Of course, as a past champion, Crafton is far from satisfied by just making the playoffs.
“Hell no. We know what we need to,” Crafton said, who’s searching for his first win since Kansas Speedway in July 2020. “We figured out our problems the first 10, 12 races, whatever it was, and we were gonna see improvement on the 88 truck.”
This coincided with a crew-chief change after the 10th race of the year, with Jeff Hensley heading to GMS Racing’s Grant Enfinger and Bud Haefele, ThorSport’s shop foreman, stepping in atop the box.
“You got a good group of guys that will go back to what the 88 used to do and how the 88 used to run,” Crafton said. “And as you know, when it came playoff time, we were always there when it counted.”
While Crafton plans his next steps to chase a championship, Kraus is left to wonder what could have been.
Kraus came away with a top-10 finish, placing his No. 19 Chevrolet ninth at the checkered flag. But late mechanical issues — and different strategy plays — thwarted his chances to make this year’s playoffs.
“Just something that you’ve got to deal with,” Kraus said. “I mean I wish we were in the playoffs, but there’s a couple of races that we didn’t capitalize on what we needed to. And overall, today was a decent day. We ran out of power steering there at the end, but it’s part of it. There’s parts failures all the time, and we’ll move on and try to be the best that we can these next 10 races.”
Kraus didn’t spend much time lamenting his ousting from postseason contention. While the disappointment was palpable, the 20-year-old also knew there’s no way to change the outcome.
“There’s definitely races that you can look back on and circle and be like, if we had this one back, we could have been better,” he said. “But at the end of it, that’s all in the past, we can’t really do much about it. So we just focused on today and did the best we could today.
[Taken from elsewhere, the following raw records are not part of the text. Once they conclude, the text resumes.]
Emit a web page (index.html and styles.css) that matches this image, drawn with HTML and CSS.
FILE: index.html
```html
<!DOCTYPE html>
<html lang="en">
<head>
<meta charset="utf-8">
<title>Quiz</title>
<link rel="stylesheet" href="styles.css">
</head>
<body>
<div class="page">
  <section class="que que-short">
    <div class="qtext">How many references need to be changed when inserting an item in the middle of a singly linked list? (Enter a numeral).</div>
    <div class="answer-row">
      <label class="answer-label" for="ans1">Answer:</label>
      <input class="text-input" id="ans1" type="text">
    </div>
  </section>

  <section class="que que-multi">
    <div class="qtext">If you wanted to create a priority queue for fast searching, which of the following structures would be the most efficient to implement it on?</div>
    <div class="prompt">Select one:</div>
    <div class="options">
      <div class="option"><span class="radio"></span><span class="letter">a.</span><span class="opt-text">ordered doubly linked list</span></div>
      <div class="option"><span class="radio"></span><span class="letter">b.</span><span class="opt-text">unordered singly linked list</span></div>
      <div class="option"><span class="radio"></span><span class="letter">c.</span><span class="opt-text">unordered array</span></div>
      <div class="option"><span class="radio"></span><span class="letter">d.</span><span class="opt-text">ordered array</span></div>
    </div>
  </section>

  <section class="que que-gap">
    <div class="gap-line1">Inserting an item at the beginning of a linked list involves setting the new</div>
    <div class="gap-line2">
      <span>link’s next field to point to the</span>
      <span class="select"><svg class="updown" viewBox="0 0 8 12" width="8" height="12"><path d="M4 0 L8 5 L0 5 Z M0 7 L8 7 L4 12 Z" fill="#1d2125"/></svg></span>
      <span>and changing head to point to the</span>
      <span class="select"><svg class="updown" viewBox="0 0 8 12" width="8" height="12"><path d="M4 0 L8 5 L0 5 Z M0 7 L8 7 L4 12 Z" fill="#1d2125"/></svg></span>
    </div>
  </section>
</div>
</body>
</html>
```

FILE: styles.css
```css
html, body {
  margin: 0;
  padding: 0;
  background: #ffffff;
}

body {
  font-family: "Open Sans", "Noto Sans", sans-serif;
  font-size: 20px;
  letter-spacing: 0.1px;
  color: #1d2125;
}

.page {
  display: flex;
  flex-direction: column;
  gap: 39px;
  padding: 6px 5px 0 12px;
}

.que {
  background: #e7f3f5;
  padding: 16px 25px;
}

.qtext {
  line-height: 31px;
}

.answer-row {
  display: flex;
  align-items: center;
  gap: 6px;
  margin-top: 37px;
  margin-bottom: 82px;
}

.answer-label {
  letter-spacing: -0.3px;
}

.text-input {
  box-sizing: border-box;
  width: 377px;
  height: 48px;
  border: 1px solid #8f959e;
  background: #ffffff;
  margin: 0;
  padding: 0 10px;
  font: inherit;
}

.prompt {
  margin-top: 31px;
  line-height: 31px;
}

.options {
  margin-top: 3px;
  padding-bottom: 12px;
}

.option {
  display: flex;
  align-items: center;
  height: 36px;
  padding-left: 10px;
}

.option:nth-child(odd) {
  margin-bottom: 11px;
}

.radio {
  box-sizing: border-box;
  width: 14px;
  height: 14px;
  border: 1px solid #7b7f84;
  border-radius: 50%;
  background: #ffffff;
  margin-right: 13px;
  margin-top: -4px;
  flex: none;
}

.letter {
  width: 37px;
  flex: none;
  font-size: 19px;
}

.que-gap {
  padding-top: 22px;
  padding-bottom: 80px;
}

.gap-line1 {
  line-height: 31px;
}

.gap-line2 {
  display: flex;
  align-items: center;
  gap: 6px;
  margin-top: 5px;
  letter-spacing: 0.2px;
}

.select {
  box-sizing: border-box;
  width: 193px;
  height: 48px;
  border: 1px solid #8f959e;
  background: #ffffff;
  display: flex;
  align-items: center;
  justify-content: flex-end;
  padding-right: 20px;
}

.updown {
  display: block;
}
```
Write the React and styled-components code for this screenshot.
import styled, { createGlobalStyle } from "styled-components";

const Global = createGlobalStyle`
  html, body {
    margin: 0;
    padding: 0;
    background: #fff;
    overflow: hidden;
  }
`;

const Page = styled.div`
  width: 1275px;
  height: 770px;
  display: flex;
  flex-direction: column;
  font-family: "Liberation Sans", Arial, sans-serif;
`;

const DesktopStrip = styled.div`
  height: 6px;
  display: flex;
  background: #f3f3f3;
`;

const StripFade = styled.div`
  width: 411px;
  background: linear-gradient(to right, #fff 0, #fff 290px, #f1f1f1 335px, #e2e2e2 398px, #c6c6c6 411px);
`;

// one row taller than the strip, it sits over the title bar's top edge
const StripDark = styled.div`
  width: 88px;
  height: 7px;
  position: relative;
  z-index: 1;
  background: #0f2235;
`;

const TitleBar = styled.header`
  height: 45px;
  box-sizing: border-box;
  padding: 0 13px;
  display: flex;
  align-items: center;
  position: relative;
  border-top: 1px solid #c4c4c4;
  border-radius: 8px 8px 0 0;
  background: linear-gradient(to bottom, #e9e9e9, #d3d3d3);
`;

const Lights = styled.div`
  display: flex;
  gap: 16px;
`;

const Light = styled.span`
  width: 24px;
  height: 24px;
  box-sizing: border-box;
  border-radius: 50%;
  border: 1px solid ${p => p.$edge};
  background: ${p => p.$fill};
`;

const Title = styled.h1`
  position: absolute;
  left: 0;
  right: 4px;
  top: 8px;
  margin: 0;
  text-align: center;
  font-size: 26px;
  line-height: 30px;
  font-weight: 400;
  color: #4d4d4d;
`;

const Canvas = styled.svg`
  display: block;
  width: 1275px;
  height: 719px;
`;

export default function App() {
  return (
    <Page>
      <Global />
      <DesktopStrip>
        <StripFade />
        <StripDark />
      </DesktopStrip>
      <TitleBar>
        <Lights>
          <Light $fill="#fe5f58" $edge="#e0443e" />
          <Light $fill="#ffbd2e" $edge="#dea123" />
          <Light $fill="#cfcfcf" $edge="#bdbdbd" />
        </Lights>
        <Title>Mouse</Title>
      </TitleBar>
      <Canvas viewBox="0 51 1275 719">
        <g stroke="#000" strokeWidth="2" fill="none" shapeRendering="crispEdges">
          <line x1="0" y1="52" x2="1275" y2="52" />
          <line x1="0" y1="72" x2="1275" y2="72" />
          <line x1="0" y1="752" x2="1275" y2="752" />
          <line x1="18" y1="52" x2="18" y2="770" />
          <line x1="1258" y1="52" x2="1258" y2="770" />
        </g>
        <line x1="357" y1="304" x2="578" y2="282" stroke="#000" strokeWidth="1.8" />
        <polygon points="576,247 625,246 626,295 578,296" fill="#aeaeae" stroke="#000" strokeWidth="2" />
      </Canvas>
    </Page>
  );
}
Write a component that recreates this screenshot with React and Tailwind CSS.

And it just wasn’t enough.”
Kraus earned six stage points in the first stage and aimed for more stage points in the second stage. But Crafton’s on-track positioning forced a different call in stage two that negated Kraus’ initial plan.
“I thought we did really good with points but he (Crafton) got a couple too,” Kraus said. “So that definitely didn’t help because then just the second stage where we were on the race track, and wherever he was, we had to make the call to come in under green. So we did and then we had to race for the win really and that’s what we did.”
The field shifts to Lucas Oil Indianapolis Raceway Park on Friday, July 29 for the TSport 200 (9 p.m. ET, FS1, MRN, SiriusXM NASCAR Radio).